God is at Work in You!

And the Bible says God is not done yet. Your canvas that He is painting His masterwork of grace on has not had its last brush stroke from the master painter, Jesus. He’s not finished. Be patient with yourself and with others. That’s one of the ways that we change together as a community. We look at others where God is at work. We look around us and instead of judging each other – we’ll talk about that here in a couple of weeks – we begin to be replaced with love, joy, peace, patience, kindness, goodness, gentleness, faithfulness, and self-control. And that is because, my friends, finally, change is a supernatural work. It is a supernatural work. It will require wrestling in prayer because it’s only the third person of the Trinity that changes us. It’s the Holy Spirit’s work. And we say, “Well then do we just ‘Let go and let God’?” No. It’s the Spirit’s work. And mysteriously we work with the Spirit. How does that work? I don’t know! I don’t know! I know it’s right there where Paul says, “Work out your salvation with fear and trembling because God is at work in you.” And we say, “Which one is it, Paul?” and he says, “Yes!” It’s both. But it’s the Spirit’s work primarily, my friends. And therefore, not only is change possible, change will happen in our lives because God’s purposes are never frustrated and He will never give up on His people. He will never give up on His Church. He will make us into a hospital for sinners.

 

I read recently a column in USA Today by Ted Fishman. He told the story of Andrew Panter. Have you ever heard of him? I hadn’t. When Andrew Panter died, over 2,500 people filled the Symphony Center there on Michigan Avenue in Chicago, one of the world’s foremost concert halls where the Chicago Symphony plays. And when these people gathered for Andrew Panter, all of them had stories. A few were allowed to speak. Who was Andrew Panter that could pack one of the most prestigious environments, venues in all this country? Who was he? He was a music critic; a music critic. Why did a music critic get this kind of an honor? Here’s what Fishman wrote. “One can expect a concert hall to fill with people honoring a great composer, a Nobel laureate, or a spiritual leader. Andrew was none of those.
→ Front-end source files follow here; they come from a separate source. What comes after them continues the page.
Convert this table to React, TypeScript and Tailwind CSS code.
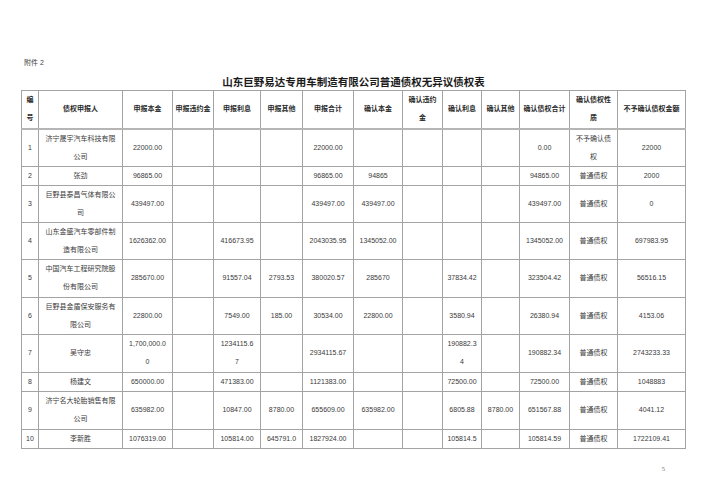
import React from "react";

type Row = {
  h: number;
  cells: React.ReactNode[];
};

const br = (a: string, b: string) => (
  <>
    {a}
    <br />
    {b}
  </>
);

const widths = [
  "w-[17px]",
  "w-[84px]",
  "w-[50px]",
  "w-[41px]",
  "w-[47px]",
  "w-[42px]",
  "w-[51px]",
  "w-[49px]",
  "w-[40px]",
  "w-[39px]",
  "w-[38px]",
  "w-[50px]",
  "w-[48px]",
  "w-[68px]",
];

const header: React.ReactNode[] = [
  br("编", "号"),
  "债权申报人",
  "申报本金",
  "申报违约金",
  "申报利息",
  "申报其他",
  "申报合计",
  "确认本金",
  br("确认违约", "金"),
  "确认利息",
  "确认其他",
  "确认债权合计",
  br("确认债权性", "质"),
  "不予确认债权金额",
];

const rows: Row[] = [
  {
    h: 37,
    cells: ["1", br("济宁晟宇汽车科技有限", "公司"), "22000.00", "", "", "", "22000.00", "", "", "", "", "0.00", br("不予确认债", "权"), "22000"],
  },
  {
    h: 19,
    cells: ["2", "张劲", "96865.00", "", "", "", "96865.00", "94865", "", "", "", "94865.00", "普通债权", "2000"],
  },
  {
    h: 37,
    cells: ["3", br("巨野县泰昌气体有限公", "司"), "439497.00", "", "", "", "439497.00", "439497.00", "", "", "", "439497.00", "普通债权", "0"],
  },
  {
    h: 37,
    cells: ["4", br("山东金盛汽车零部件制", "造有限公司"), "1626362.00", "", "416673.95", "", "2043035.95", "1345052.00", "", "", "", "1345052.00", "普通债权", "697983.95"],
  },
  {
    h: 38,
    cells: ["5", br("中国汽车工程研究院股", "份有限公司"), "285670.00", "", "91557.04", "2793.53", "380020.57", "285670", "", "37834.42", "", "323504.42", "普通债权", "56516.15"],
  },
  {
    h: 37,
    cells: ["6", br("巨野县金盾保安服务有", "限公司"), "22800.00", "", "7549.00", "185.00", "30534.00", "22800.00", "", "3580.94", "", "26380.94", "普通债权", "4153.06"],
  },
  {
    h: 38,
    cells: ["7", "吴守忠", br("1,700,000.0", "0"), "", br("1234115.6", "7"), "", "2934115.67", "", "", br("190882.3", "4"), "", "190882.34", "普通债权", "2743233.33"],
  },
  {
    h: 18,
    cells: ["8", "杨建文", "650000.00", "", "471383.00", "", "1121383.00", "", "", "72500.00", "", "72500.00", "普通债权", "1048883"],
  },
  {
    h: 38,
    cells: ["9", br("济宁名大轮胎销售有限", "公司"), "635982.00", "", "10847.00", "8780.00", "655609.00", "635982.00", "", "6805.88", "8780.00", "651567.88", "普通债权", "4041.12"],
  },
  {
    h: 19,
    cells: ["10", "李新胜", "1076319.00", "", "105814.00", "645791.0", "1827924.00", "", "", "105814.5", "", "105814.59", "普通债权", "1722109.41"],
  },
];

const rowH: Record<number, string> = {
  18: "h-[18px]",
  19: "h-[19px]",
  37: "h-[37px]",
  38: "h-[38px]",
};

export default function App() {
  return (
    <div
      className="w-[707px] h-[500px] bg-white text-[#3a3a3a] overflow-hidden px-[21px]"
      style={{ fontFamily: '"Liberation Sans", "Noto Sans CJK SC", sans-serif' }}
    >
      <div className="pt-[58px] pl-[3px] text-[7px] leading-[10px] text-[#444]">附件 2</div>
      <div className="mt-[8px] text-center text-[10.5px] leading-[13px] font-bold text-[#1a1a1a]">
        山东巨野易达专用车制造有限公司普通债权无异议债权表
      </div>
      <table className="mt-px w-[664px] table-fixed border-collapse text-[7px] leading-[18px]">
        <colgroup>
          {widths.map((w, i) => (
            <col key={i} className={w} />
          ))}
        </colgroup>
        <thead>
          <tr className="h-[38px]">
            {header.map((c, i) => (
              <th
                key={i}
                className="border border-[#a3a3a3] border-b-2 border-b-[#b5b5b5] px-[1px] text-center align-middle font-bold text-[#2a2a2a] whitespace-nowrap overflow-hidden"
              >
                {c}
              </th>
            ))}
          </tr>
        </thead>
        <tbody>
          {rows.map((r, ri) => (
            <tr key={ri} className={rowH[r.h]}>
              {r.cells.map((c, ci) => (
                <td
                  key={ci}
                  className="border border-[#a3a3a3] px-[1px] text-center align-middle whitespace-nowrap overflow-hidden"
                >
                  {c}
                </td>
              ))}
            </tr>
          ))}
        </tbody>
      </table>
      <div
        className="mt-[16px] pr-[21px] text-right text-[7px] leading-[8px] text-[#777]"
        style={{ fontFamily: '"Liberation Serif", serif' }}
      >
        5
      </div>
    </div>
  );
}
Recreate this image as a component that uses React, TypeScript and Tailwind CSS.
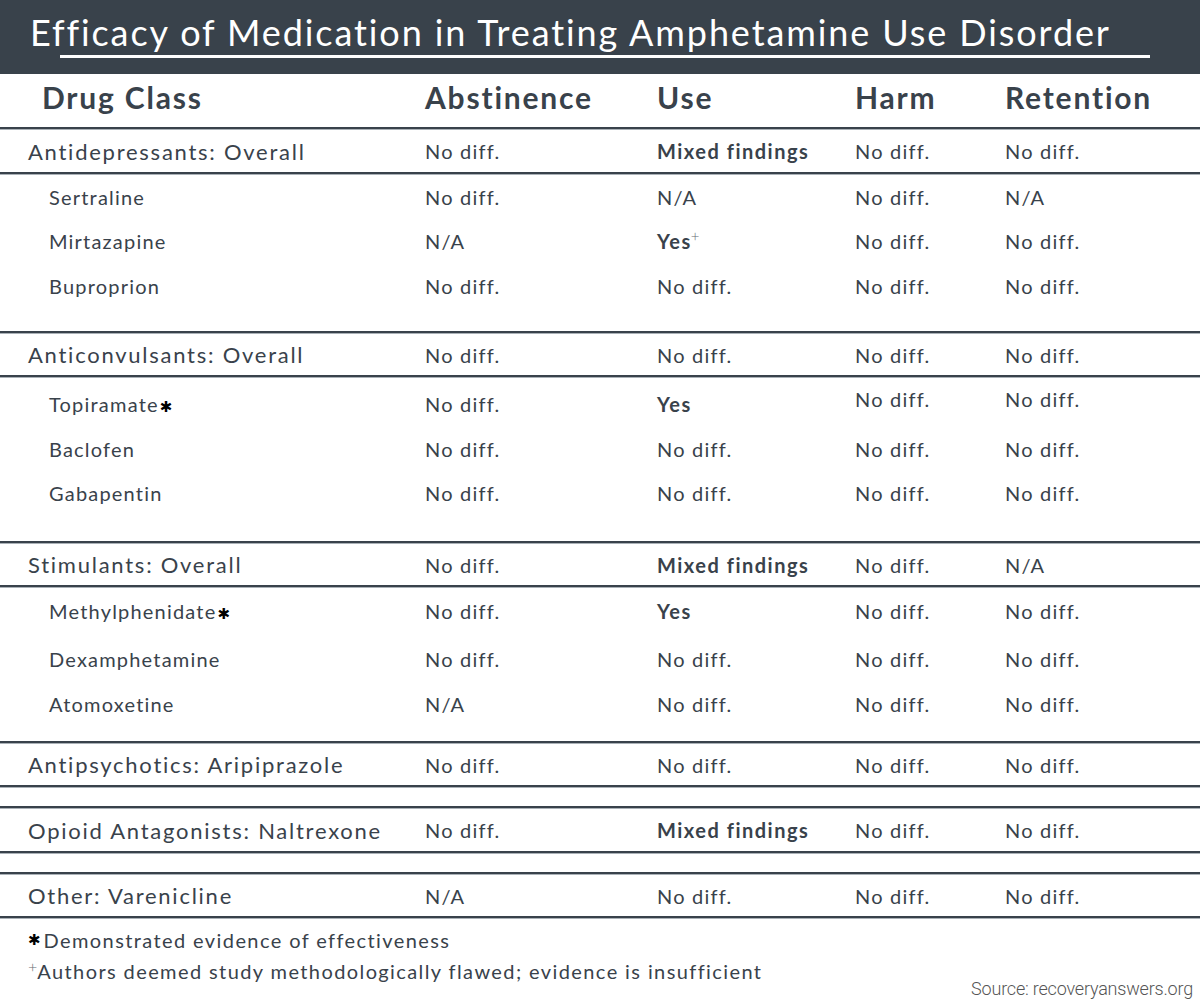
import React from "react";

const ink = "text-[#39424b]";

type Cell = { t: string; bold?: boolean; plus?: boolean; up?: boolean };

const nd: Cell = { t: "No diff." };
const na: Cell = { t: "N/A" };
const mixed: Cell = { t: "Mixed findings", bold: true };
const yes: Cell = { t: "Yes", bold: true };

function Line() {
  return <div className="h-[3px] border-t-2 border-[#39424b] bg-[#aab1b7]" />;
}

function Star() {
  return <span className="text-black text-[15px] font-['DejaVu_Sans',sans-serif] ml-[1px] tracking-normal">✱</span>;
}

function Value({ c }: { c: Cell }) {
  return (
    <div className={`${c.up ? "mb-[10px]" : ""}`}>
      {c.bold ? (
        <span className="text-[20px] font-bold tracking-[1.5px]">{c.t}</span>
      ) : (
        <span className="text-[20px] tracking-[1.2px]">{c.t}</span>
      )}
      {c.plus && <sup className="text-[15px] font-light text-[#666c72] -ml-[1px]">+</sup>}
    </div>
  );
}

function MainRow({ label, cells, h = 41 }: { label: string; cells: Cell[]; h?: number }) {
  return (
    <div className="grid grid-cols-[425px_232px_198px_150px_1fr] items-center" style={{ height: h }}>
      <div className="pl-[28px] text-[22px] tracking-[1.75px] whitespace-nowrap">{label}</div>
      {cells.map((c, i) => (
        <Value key={i} c={c} />
      ))}
    </div>
  );
}

function SubRow({ label, star, cells, h }: { label: string; star?: boolean; cells: Cell[]; h: number }) {
  return (
    <div className="grid grid-cols-[425px_232px_198px_150px_1fr] items-center" style={{ height: h }}>
      <div className="pl-[49px] text-[20px] tracking-[1.2px]">
        {label}
        {star && <Star />}
      </div>
      {cells.map((c, i) => (
        <Value key={i} c={c} />
      ))}
    </div>
  );
}

export default function App() {
  return (
    <div className={`w-[1200px] h-[1000px] bg-white ${ink} font-['Lato',sans-serif] overflow-hidden`}>
      <div className="h-[74px] bg-[#39424b] pt-[10px]">
        <h1 className="pl-[30px] text-[36px] leading-[44px] text-white tracking-[1.9px] whitespace-nowrap">
          Efficacy of Medication in Treating Amphetamine Use Disorder
        </h1>
        <div className="ml-[60px] mt-[1px] w-[1090px] h-[3px] bg-white" />
      </div>

      <div className="grid grid-cols-[425px_232px_198px_150px_1fr] items-center h-[53px] text-[30px] font-bold tracking-[1.8px] pb-[6px]">
        <div className="pl-[42px]">Drug Class</div>
        <div>Abstinence</div>
        <div>Use</div>
        <div>Harm</div>
        <div>Retention</div>
      </div>
      <Line />

      <MainRow label="Antidepressants: Overall" cells={[nd, mixed, nd, nd]} h={42} />
      <Line />
      <div className="pb-[23px]">
        <SubRow label="Sertraline" cells={[nd, na, nd, na]} h={44} />
        <SubRow label="Mirtazapine" cells={[na, { t: "Yes", bold: true, plus: true }, nd, nd]} h={44} />
        <SubRow label="Buproprion" cells={[nd, nd, nd, nd]} h={45} />
      </div>
      <Line />

      <MainRow label="Anticonvulsants: Overall" cells={[nd, nd, nd, nd]} h={41} />
      <Line />
      <div className="pt-[4px] pb-[27px]">
        <SubRow label="Topiramate" star cells={[nd, yes, { t: "No diff.", up: true }, { t: "No diff.", up: true }]} h={44} />
        <SubRow label="Baclofen" cells={[nd, nd, nd, nd]} h={46} />
        <SubRow label="Gabapentin" cells={[nd, nd, nd, nd]} h={42} />
      </div>
      <Line />

      <MainRow label="Stimulants: Overall" cells={[nd, mixed, nd, na]} h={41} />
      <Line />
      <div className="pb-[17px]">
        <SubRow label="Methylphenidate" star cells={[nd, yes, nd, nd]} h={46} />
        <SubRow label="Dexamphetamine" cells={[nd, nd, nd, nd]} h={50} />
        <SubRow label="Atomoxetine" cells={[na, nd, nd, nd]} h={40} />
      </div>
      <Line />

      <MainRow label="Antipsychotics: Aripiprazole" cells={[nd, nd, nd, nd]} h={41} />
      <Line />
      <div className="h-[18px]" />
      <Line />
      <MainRow label="Opioid Antagonists: Naltrexone" cells={[nd, mixed, nd, nd]} h={42} />
      <Line />
      <div className="h-[18px]" />
      <Line />
      <MainRow label="Other: Varenicline" cells={[na, nd, nd, nd]} h={41} />
      <Line />

      <div className="pl-[28px] pt-[6px] text-[20px] tracking-[1.4px]">
        <div className="h-[30px] flex items-center">
          <span className="text-black text-[15px] font-['DejaVu_Sans',sans-serif] mr-[3px] tracking-normal">✱</span>
          Demonstrated evidence of effectiveness
        </div>
        <div className="flex items-end justify-between pr-[7px]">
          <div className="h-[32px] flex items-center">
            <span className="text-[16px] font-light text-[#666c72] -mt-[8px] tracking-normal">+</span>
            Authors deemed study methodologically flawed; evidence is insufficient
          </div>
          <div className="text-[18px] font-['Roboto',sans-serif] font-light text-[#555] -mb-[15px] tracking-[-0.2px]">
            Source: recoveryanswers.org
          </div>
        </div>
      </div>
    </div>
  );
}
He built a monument to friendship, the power of which doesn’t often receive the tribute paid to it that day. It should.” Friendship, in other words, should receive the tribute that was paid to it there at Andrew Panter’s memorial service.

 

And what that demonstrates, what the gathering of people as a monument of friendship demonstrates, is exactly what James is talking about here. All of us value deep relationships. Nobody in here wants to be lonely. Everybody wants to have a deep connection. And James tells us that this is what Jesus is up to in this place with all of our frailty, all of our sin, all of our failure to do relationships well. He is up to changing us, His people, from being a monument to the chaos and discord and strife he mentioned in the last section, to a monument of the power of Spirit-filled, Gospel-saturated, friendship and relationship which is a foretaste of heaven now and will continue throughout all eternity.

 

Let’s pray!

 

Thank You, Lord, for Your Word. Make us people who are full of the Holy Spirit and love one another well. We ask in Jesus’ mighty name, amen.